Die Protestbewegung unter dem Schlagwort "Gilets Jaunes" (Gelbe Warnwesten) richtet sich gegen das Vorhaben der Regierung unter Staatspräsident Emmanuel Macron, die Steuern für Autofahrer 2019 weiter zu erhöhen. Geplant ist unter anderem, die Abgaben auf Diesel und Benzin anzuheben. Derzeit kostet ein Liter Superbenzin in Frankreich rund zwei Euro. Die Proteste dagegen hatten sich vor allem über die sozialen Netzwerke organisiert.

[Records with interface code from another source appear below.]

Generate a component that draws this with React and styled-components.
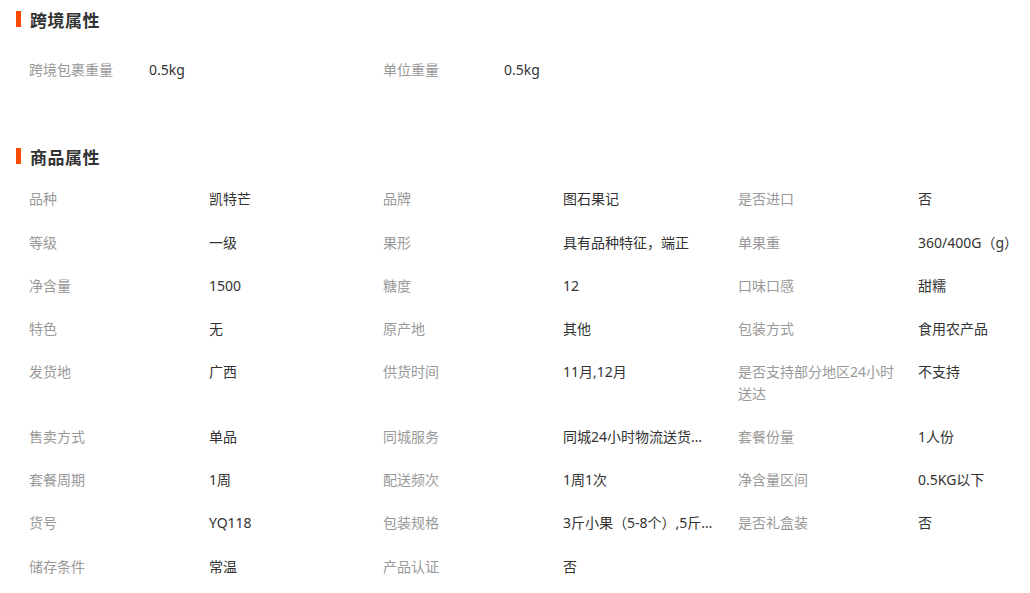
import React from 'react';
import styled, { createGlobalStyle } from 'styled-components';

const GlobalStyle = createGlobalStyle`
  body {
    margin: 0;
    background: #fff;
    font-family: "Noto Sans", "Noto Sans CJK SC", sans-serif;
  }
`;

const Page = styled.div`
  padding: 8px 0 0 16px;
  width: 1030px;
  box-sizing: border-box;
`;

const Section = styled.section`
  margin-bottom: ${props => props.gap || 0}px;
`;

const Title = styled.h3`
  display: flex;
  align-items: center;
  gap: 9px;
  margin: 0;
  height: 22px;
  font-size: 17px;
  font-weight: bold;
  color: #333;
  letter-spacing: 0.5px;
  font-family: "Noto Sans CJK SC", sans-serif;

  &::before {
    content: "";
    display: block;
    width: 5px;
    height: 16px;
    background-color: #ff4a00;
  }
`;

const Table = styled.div`
  display: grid;
  grid-template-columns: ${props => props.cols};
  margin: ${props => props.top}px 0 0 13px;
  font-size: 14px;
  line-height: 21.25px;
  font-family: "Noto Sans", "Noto Sans CJK SC", sans-serif;
`;

const Label = styled.div`
  padding: 11px 15px 11px 0;
  color: #999;
`;

const Value = styled.div`
  padding: 11px ${props => (props.last ? 0 : 22)}px 11px 0;
  color: #333;
  white-space: nowrap;
  overflow: hidden;
  text-overflow: ellipsis;
`;

const crossBorder = [
  ['跨境包裹重量', '0.5kg'],
  ['单位重量', '0.5kg'],
];

const attrs = [
  ['品种', '凯特芒'], ['品牌', '图石果记'], ['是否进口', '否'],
  ['等级', '一级'], ['果形', '具有品种特征，端正'], ['单果重', '360/400G（g）'],
  ['净含量', '1500'], ['糖度', '12'], ['口味口感', '甜糯'],
  ['特色', '无'], ['原产地', '其他'], ['包装方式', '食用农产品'],
  ['发货地', '广西'], ['供货时间', '11月,12月'], ['是否支持部分地区24小时送达', '不支持'],
  ['售卖方式', '单品'], ['同城服务', '同城24小时物流送货上门'], ['套餐份量', '1人份'],
  ['套餐周期', '1周'], ['配送频次', '1周1次'], ['净含量区间', '0.5KG以下'],
  ['货号', 'YQ118'], ['包装规格', '3斤小果（5-8个）,5斤中果（8-12个）'], ['是否礼盒装', '否'],
  ['储存条件', '常温'], ['产品认证', '否'],
];

const Pairs = ({ items, perRow }) =>
  items.map(([k, v], i) => (
    <React.Fragment key={k}>
      <Label>{k}</Label>
      <Value title={v} last={i % perRow === perRow - 1}>{v}</Value>
    </React.Fragment>
  ));

export default function App() {
  return (
    <Page>
      <GlobalStyle />
      <Section gap={54}>
        <Title>跨境属性</Title>
        <Table cols="120px 234px 121px 1fr" top={18}>
          <Pairs items={crossBorder} perRow={2} />
        </Table>
      </Section>
      <Section>
        <Title>商品属性</Title>
        <Table cols="180px 174px 180px 175px 180px 1fr" top={10}>
          <Pairs items={attrs} perRow={3} />
        </Table>
      </Section>
    </Page>
  );
}
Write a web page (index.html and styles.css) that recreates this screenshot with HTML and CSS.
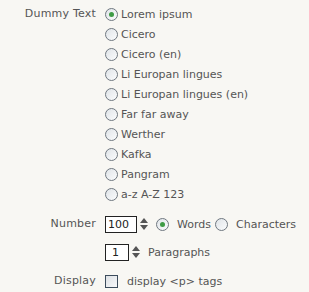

Champs Élysées demonstrativ überquert
In Paris marschierten mehrere Dutzend Demonstranten mit gelben Westen über den Prachtboulevard Champs Élysées und riefen "Macron - démission!" (Macron - Rücktritt). Mehrfach überquerten sie die Champs Élysées in Anspielung auf einen Ausspruch Macrons, der einem Arbeitslosen gesagt hatte, es genüge, die Straße zu überqueren, um Arbeit zu finden.
Der Protest gegen die Erhöhung der Kraftstoffpreise hatte sich zuletzt ausgeweitet zu Unmut über den Kaufkraftverlust und die Steuerpolitik im Allgemeinen. Um dem die Spitze zu nehmen, hatte Premierminister Edouard Philippe am Mittwoch eine Reihe von Maßnahmen angekündigt, um Haushalte mit geringem Einkommen zu entlasten.
Die Demonstranten der "Gelben Warnwesten" können sich auf die Rückendeckung einer breiten Mehrheit berufen: Nach einer repräsentativen Umfrage des Meinungsforschungsinstituts Odoxa unter 1000 Franzosen unterstützen drei Viertel der Befragten die Protestbewegung. 15 Prozent kündigten an, sich selbst beteiligen zu wollen.
Die Regierung hatte für den Fall von Verkehrsbehinderungen ein hartes Vorgehen der Polizei angekündigt. Regierungschef Edouard Philippe warnte, es sei "nicht hinnehmbar", dass die Kundgebungen "ein ganzes Land blockieren".